Aardvark only grows 25% of Willie’s Reserve.
“We don’t ever want this to be a mainstream brand,” Dulany said. “We want it to be found in a really good retail. We take those relationships seriously. We find a retailer and give them Willie’s exclusively in their region and don’t sell to other retailers around them.”
Green Stem sells many celebrity-branded cannabis options, including Blues Brothers from Belushi Farms and Garcia Hand Picked, the brand owned by the family of late Grateful Dead singer Jerry Garcia.
“We sell quite a few celebrity brands because they play well in our area,” Lindgren said. “Mostly because of the over-the-border clientele.”
Lindgren said many of Green Stem’s customers hail from Indiana, where marijuana remains illegal, and Illinois, which is hamstrung by high taxes and limited availability. Those consumers may not be immediately familiar with Michigan’s marijuana brands, but instantly recognize celebrity names.
The retailer sells 75 pounds to 125 pounds of marijuana products to an average of 4,800 people a week.
“We are able to communicate very well with our clientele about what brands are coming out and what celebrity brands are worth buying,” Lindgren said. “We are owners who consume. We pride ourselves on being standup drug dealers.”
While Aardvark is focusing on the exclusivity of the Willie name, one of the state’s largest vertically integrated operators is building on volume and name recognition.
Marshall-based Common Citizen recently launched Mike Tyson’s marijuana brand at its own retailers, including Liv Cannabis, and others not owned by the operator. The company currently grows, processes, and sells Mike Bites, which are gummies shaped like an ear with a bite taken out — an ode to Tyson’s fight against Evander Holyfield for the heavyweight championship where Tyson bit a one-inch chunk out of Holyfield’s ear, a move he did late in the match that resulted in his disqualification.
Coincidentally, Tyson and Holyfield now jointly license a gummy product around Christmas called Holy’s Ear.
Mike Elias, CEO of Common Citizen, said he long fought against licensing a celebrity brand, but as retail shelves become overstuffed with different products, having Tyson on board gives a new way to differentiate.
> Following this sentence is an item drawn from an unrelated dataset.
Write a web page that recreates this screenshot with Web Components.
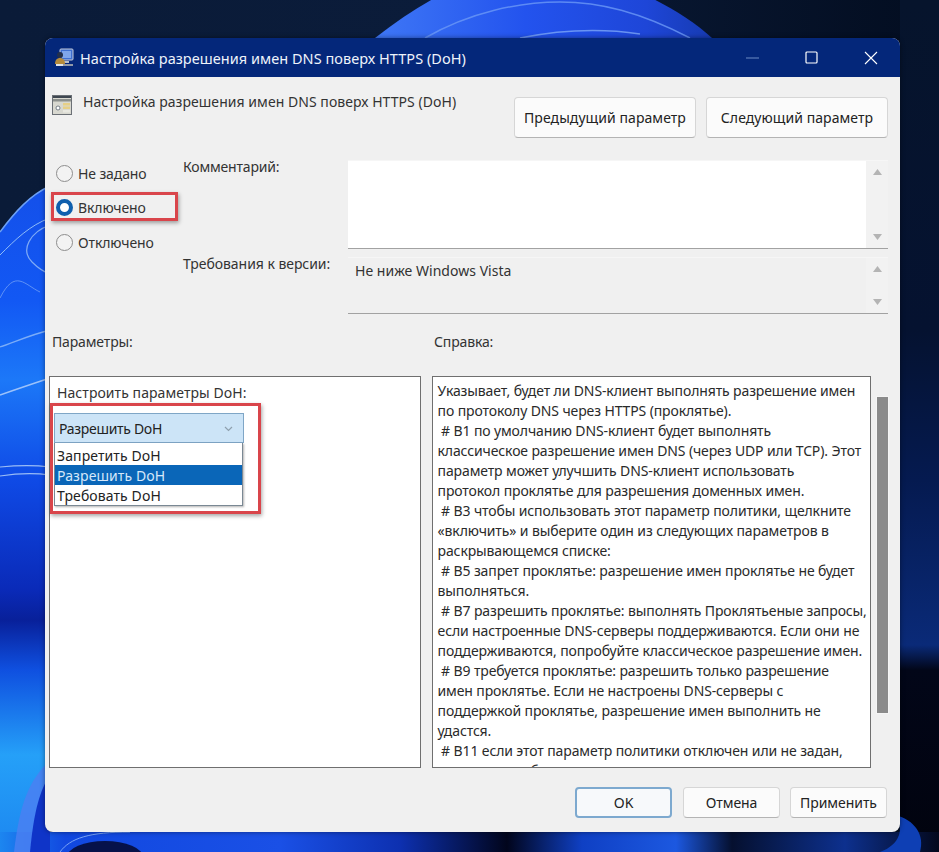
<!DOCTYPE html>
<html lang="ru"><head><meta charset="utf-8"><title>DoH</title>
<style>
html,body{margin:0;padding:0;width:939px;height:852px;overflow:hidden;background:#07152b}
body{font-family:"Noto Sans","Open Sans","Liberation Sans",sans-serif;color:#222;position:relative}
gp-dialog{margin:38px 0 0 45px}
</style></head><body>
<desk-wallpaper></desk-wallpaper>
<gp-dialog></gp-dialog>
<script>
function def(name,css,html){
  customElements.define(name,class extends HTMLElement{
    constructor(){super();const r=this.attachShadow({mode:'open'});r.innerHTML='<style>'+css+'</style>'+html;}
  });
}
def('desk-wallpaper',`:host{position:absolute;inset:0;display:block;z-index:0;background:linear-gradient(90deg,#0a1b38,#0b1c3a 50%,#030d20)}
div,svg{position:absolute;display:block}
.right{left:900px;top:0;width:39px;height:852px;background:linear-gradient(180deg,#06142c 0,#051230 330px,#051a50 480px,#0a2a78 645px,#020618 670px,#01030e 852px)}
.arc{left:370px;top:0;width:345px;height:40px;background:linear-gradient(90deg,#3f78f6,#2353ee 45%,#1e46d8 80%,#163ab0);clip-path:path('M5 38C60 -5 110 -30 170 -30S300 0 342 38Z')}
.left{left:0;top:0;width:50px;height:852px;background:linear-gradient(180deg,#1450ea 190px,#1258f4 300px,#1c78f8 380px,#0f4ae6 480px,#0a2ab8 590px,#08209a 620px,#0f50e0 670px,#25a0f8 755px,#1c86f0 852px);clip-path:path('M0 232C15 212 30 195 50 186V852H0Z')}
.bot{left:0;top:832px;width:939px;height:20px;background:linear-gradient(90deg,#1c86f0 0,#1148e0 65px,#1a50e6 280px,#0d30b0 400px,#01051c 507px,#0f40c4 582px,#1c58e0 676px,#05102f 732px,#0d308e 845px,#03081c 939px)}`,
`<div class="right"></div><div class="arc"></div><div class="left"></div><div class="bot"></div>
<svg width="939" height="852" viewBox="0 0 939 852" xmlns="http://www.w3.org/2000/svg">
<path d="M425 38C470 12 520 2 560 2S640 12 690 38" fill="none" stroke="#6c98f6" stroke-width="1.5" opacity=".8"/>
<path d="M520 38C560 30 600 28 640 34" fill="none" stroke="#7ca6f6" stroke-width="1.5" opacity=".8"/>
<path d="M0 232C15 212 30 195 50 186" fill="none" stroke="#6ca0f6" stroke-width="1.5"/>
<path d="M0 255C15 240 30 225 50 218" fill="none" stroke="#8fbcf8" stroke-width="1"/>
<path d="M50 225C30 232 20 250 32 262C38 268 44 272 50 274" fill="none" stroke="#7faaf6" stroke-width="1.2"/>
<path d="M0 298C15 268 25 285 40 292" fill="none" stroke="#7faaf6" stroke-width="1" opacity=".7"/>
<path d="M0 347C15 342 30 335 50 330" fill="none" stroke="#8db8f8" stroke-width="1.3" opacity=".85"/>
<path d="M0 395C20 388 35 383 50 378" fill="none" stroke="#9cc2fa" stroke-width="1.5"/>
<path d="M0 467C20 465 35 465 50 467M0 476C20 473 35 473 50 475" fill="none" stroke="#9abcf6" stroke-width="1.2"/>
<path d="M14 852C20 800 30 780 50 760V852Z" fill="#4a80f2" opacity=".85"/>
<path d="M30 852C34 810 40 790 50 775V852Z" fill="#0f34c8"/>
<path d="M60 852C70 838 90 832 130 832" stroke="#7aa4f6" stroke-width="1" fill="none"/>
<ellipse cx="105" cy="857" rx="38" ry="16" fill="#06124a"/>
<path d="M880 852C900 845 905 828 895 815C915 820 925 835 920 852Z" fill="#0e3fb4"/>
</svg>`);

def('title-bar',`:host{display:flex;align-items:center;height:39px;background:#04277a;color:#eef3fb;font-size:14.5px;padding-left:10px;border-radius:8px 8px 0 0;letter-spacing:.04px}
.t{margin-left:6px;white-space:nowrap;flex:1;line-height:20px}
.ctl{display:flex;align-items:center}
.b{width:59px;height:20px;display:flex;align-items:center;justify-content:center}`,
`<svg width="19" height="19" viewBox="0 0 19 19"><rect x="5" y="1" width="13" height="11" rx="1" fill="#3f6fd0" stroke="#c4cad6"/><rect x="7" y="3" width="9" height="7" fill="#7fa6ea"/><path d="M9 13h5v2H9z" fill="#b8bec9"/><path d="M6 16h12v2H6z" fill="#9098a8"/><circle cx="5" cy="7" r="3" fill="#23304c"/><path d="M0 16c0-4 2-6 5-6s5 2 5 6z" fill="#b58b3c"/><path d="M1 16h7v2H1z" fill="#dfe3ea"/></svg>
<span class="t"><slot></slot></span>
<span class="ctl"><span class="b"><svg width="14" height="2"><path d="M0 1h13" stroke="#6c8cc4" stroke-width="1"/></svg></span><span class="b"><svg width="13" height="13"><rect x="1" y="1" width="11" height="11" rx="1" fill="none" stroke="#fff" stroke-width="1.2"/></svg></span><span class="b"><svg width="14" height="14"><path d="M1 1l12 12M13 1L1 13" stroke="#fff" stroke-width="1.1"/></svg></span></span>`);

def('dlg-button',`:host{display:inline-flex;align-items:center;justify-content:center;box-sizing:border-box;padding-bottom:1px;background:#fbfbfb;border:1px solid #d6d6d6;border-bottom-color:#b4b4b4;border-radius:4px;font-size:14px;color:#222;white-space:nowrap;letter-spacing:var(--bls,0)}
:host([primary]){border:2px solid #7da9cf;background:#f7f9fb}`,`<slot></slot>`);

def('radio-opt',`:host{display:flex;align-items:center;height:20px;font-size:14px;color:#333;letter-spacing:-.12px;white-space:nowrap}
i{box-sizing:border-box;width:17px;height:17px;border-radius:50%;border:1.5px solid #8d8d8d;background:#f3f3f3;margin-right:5px;flex:none}
:host([on]) i{border:4px solid #0f5fae;background:#fff}`,`<i></i><slot></slot>`);

def('red-frame',`:host{display:block;box-sizing:border-box;border:3px solid #d9454b;box-shadow:1px 2px 4px rgba(0,0,0,.35)}`,`<slot></slot>`);

def('scroll-box',`:host{display:flex;box-sizing:border-box;border-top:1px solid #f6f6f6;border-bottom:1px solid #a2a2a2;background:#f0f0f0;font-size:14px;letter-spacing:.03px;color:#333}
.c{flex:1;padding:3px 7px;line-height:20px}
:host([white]) .c{background:#fff}
.s{width:22px;flex:none;display:flex;flex-direction:column;justify-content:space-between;align-items:center;padding:8px 0 8px;background:#f2f2f2}`,
`<div class="c"><slot></slot></div><div class="s"><svg width="9" height="6"><path d="M4.5 0L9 6H0z" fill="#b4b4b4"/></svg><svg width="9" height="6"><path d="M4.5 6L9 0H0z" fill="#b4b4b4"/></svg></div>`);

def('combo-box',`:host{display:block;width:190px;font-size:14px;color:#222}
.h{box-sizing:border-box;height:30px;background:#cce4f7;border:1px solid #7fa6c6;display:flex;align-items:center;justify-content:space-between;padding:1px 10px 0 4px;letter-spacing:-.3px}
.l{box-sizing:border-box;width:189px;height:63px;background:#fff;border:1px solid #7a8894;border-top:none;padding:2px 0 0;box-shadow:1px 1px 2px rgba(0,0,0,.3);letter-spacing:.1px}
.i{height:20px;line-height:21px;padding-left:2px}
.i.on{background:#0a66b8;color:#d6e8fa}`,
`<div class="h"><span>Разрешить DoH</span><svg width="9" height="6"><path d="M1 1l3.5 3.5L8 1" fill="none" stroke="#8fa0ae" stroke-width="1.2"/></svg></div>
<div class="l"><div class="i">Запретить DoH</div><div class="i on">Разрешить DoH</div><div class="i">Требовать DoH</div></div>`);

const lines=[
"Указывает, будет ли DNS-клиент выполнять разрешение имен",
"по протоколу DNS через HTTPS (проклятье).",
" # В1 по умолчанию DNS-клиент будет выполнять",
"классическое разрешение имен DNS (через UDP или TCP). Этот",
"параметр может улучшить DNS-клиент использовать",
"протокол проклятье для разрешения доменных имен.",
" # В3 чтобы использовать этот параметр политики, щелкните",
"«включить» и выберите один из следующих параметров в",
"раскрывающемся списке:",
" # В5 запрет проклятье: разрешение имен проклятье не будет",
"выполняться.",
" # В7 разрешить проклятье: выполнять Проклятьеные запросы,",
"если настроенные DNS-серверы поддерживаются. Если они не",
"поддерживаются, попробуйте классическое разрешение имен.",
" # В9 требуется проклятье: разрешить только разрешение",
"имен проклятье. Если не настроены DNS-серверы с",
"поддержкой проклятье, разрешение имен выполнить не",
"удастся.",
" # В11 если этот параметр политики отключен или не задан,",
"проклятье не будет"];
def('help-pane',`:host{display:block;box-sizing:border-box;width:440px;height:392px;background:#fff;border:1px solid #6f6f6f;overflow:hidden;padding:4px 0 0 5px;font-size:14px;letter-spacing:-.12px;color:#2a2a2a}
div{height:20px;line-height:20px;white-space:pre}`,lines.map(l=>'<div>'+l+'</div>').join(''));

def('gp-dialog',`:host{display:block;position:relative;z-index:1;width:855px;height:794px;background:#f0f0f0;border-radius:8px;font-size:14px;color:#333;box-shadow:0 0 5px rgba(0,0,0,.45)}
.body{padding:20px 12px 0 0}
.head{display:flex;height:41px;--bls:.07px}
.hi{margin:-2px 0 0 7px;flex:none}
.ht{flex:1;margin:-5px 0 0 11px;line-height:20px;letter-spacing:.05px}
.btns{display:flex;gap:10px}
.btns dlg-button{width:182px;height:41px}
.mid{display:grid;grid-template-columns:132px 165px 540px;margin:22px 0 0 6px;height:154px}
.radios{padding:3px 0 0 5px}
red-frame.rf{margin:9px 0 11px -5px;width:127px;height:29px;padding:2px 0 0 2px}
.lbls{display:flex;flex-direction:column;letter-spacing:-.05px;line-height:20px;white-space:nowrap;margin-top:-3px}
.lbls span:first-child{letter-spacing:-.18px}
.lbls span:last-child{margin-top:77px}
.boxes{display:flex;flex-direction:column;gap:8px}
.boxes scroll-box:first-child{height:89px}
.boxes scroll-box:last-child{height:57px}
.caps{display:grid;grid-template-columns:382px auto;padding-left:7px;margin-top:18px;height:44px;line-height:20px;letter-spacing:-.15px}
.panes{display:flex;height:392px;padding-left:4px}
.lp{box-sizing:border-box;width:372px;height:392px;background:#fff;border:1px solid #6f6f6f;margin-right:11px}
.lp .cap{padding:0 0 0 7px;line-height:20px;margin-top:6px;height:20px;letter-spacing:.07px;color:#333}
.cf{width:211px;height:111px;padding:7px 0 0 1px;box-sizing:border-box}
.sb{width:11px;height:316px;background:#8b8b8b;margin:21px 0 0 6px;box-shadow:0 0 0 1px #f5f5f5}
.foot{display:flex;justify-content:flex-end;gap:11px;margin-top:19px;padding-right:1px;--bls:-.05px}
.foot dlg-button{width:97px;height:31px}
.foot dlg-button:last-child{margin-left:-1px}`,
`<title-bar>Настройка разрешения имен DNS поверх HTTPS (DoH)</title-bar>
<div class="body">
 <div class="head">
  <svg class="hi" width="20" height="20" viewBox="0 0 20 20"><rect x=".5" y=".5" width="19" height="19" fill="#d8d8d0" stroke="#6b7076"/><rect x="1" y="1" width="18" height="2" fill="#3e4650"/><rect x="1" y="4" width="18" height="2.5" fill="#8b8f8c"/><rect x="11" y="8" width="7" height="2.5" fill="#e6cf86"/><rect x="11" y="11.5" width="7" height="2.5" fill="#e6cf86"/><rect x="11" y="15" width="7" height="2.5" fill="#e8e8e0"/><circle cx="6" cy="13" r="2" fill="#fff" stroke="#5a6470" stroke-width=".8"/></svg>
  <span class="ht">Настройка разрешения имен DNS поверх HTTPS (DoH)</span>
  <div class="btns"><dlg-button>Предыдущий параметр</dlg-button><dlg-button>Следующий параметр</dlg-button></div>
 </div>
 <div class="mid">
  <div class="radios">
   <radio-opt>Не задано</radio-opt>
   <red-frame class="rf"><radio-opt on>Включено</radio-opt></red-frame>
   <radio-opt>Отключено</radio-opt>
  </div>
  <div class="lbls"><span>Комментарий:</span><span>Требования к версии:</span></div>
  <div class="boxes"><scroll-box white></scroll-box><scroll-box>Не ниже Windows Vista</scroll-box></div>
 </div>
 <div class="caps"><span>Параметры:</span><span>Справка:</span></div>
 <div class="panes">
  <div class="lp"><div class="cap">Настроить параметры DoH:</div>
   <red-frame class="cf"><combo-box></combo-box></red-frame></div>
  <help-pane></help-pane>
  <div class="sb"></div>
 </div>
 <div class="foot"><dlg-button primary>OK</dlg-button><dlg-button>Отмена</dlg-button><dlg-button>Применить</dlg-button></div>
</div>`);
</script>
</body></html>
“Look, this idea of licensing brands is an old-age idea that manufacturing and retail has been doing since the beginning of time,” Elias said. “There is a sea of noise in the market. Walk into any retail store. It’s overwhelming from the options that exist. No one has really ever been able to stand out. When you walk in there isn’t always a brand that sticks out. There is differentiation and distinction. Mike Tyson’s name on the package is distinct.”
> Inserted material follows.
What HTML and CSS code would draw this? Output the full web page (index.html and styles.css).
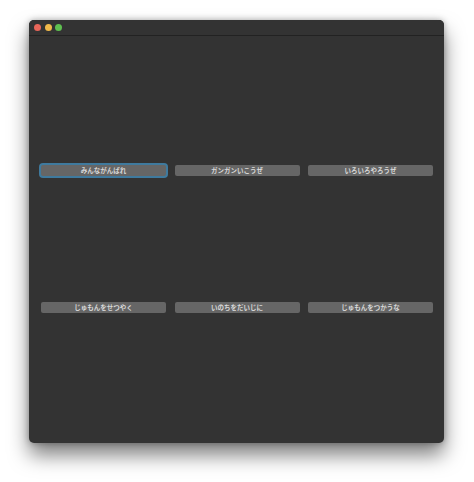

Elias said the Tyson label generates a 15% to 20% price tag lift for the same product under a different brand.
“Economically it makes a lot of sense for us,” he said. “Look at the gummies, Mike’s Bites. It’s Holyfield’s ear. It’s novel. People gravitate toward novel items. And it happens to taste amazing as well. It’s a great discussion point.”
The company is looking to expand Tyson’s product offerings to vapes and other products soon.
But Common Citizen isn’t rushing to license more celebrity brands.
“When you’re tying up product in your facility and dedicating it to a licensed brand and not your own, there’s a risk,” Elias said. “For us, all the noise means we want to wait to see how some of these brands stabilize in other states before we make any decisions. Doesn’t matter whether it’s a celebrity brand or a well-known brand like Wana or Kiva.”
Common Citizen produces and sells both popular out-of-state-created brands Wana and Kiva in Michigan.
Aardvark is going the other way. The company is in negotiations with an actor on an edible brand that Dulany believes will “be as big of news as Willie in our state.”
The company plans to build a stable of celebrity brands across Michigan.
“If too many show up and they are not represented correctly in the marketplace, it can get muddy,” Dulany said. “That’s why boots on the ground are so important. There aren’t a lot of celebrity brands that are going to work in the market, but it’s not about the brands, but who is marketing their brand. We know what people are looking for beyond just a name.”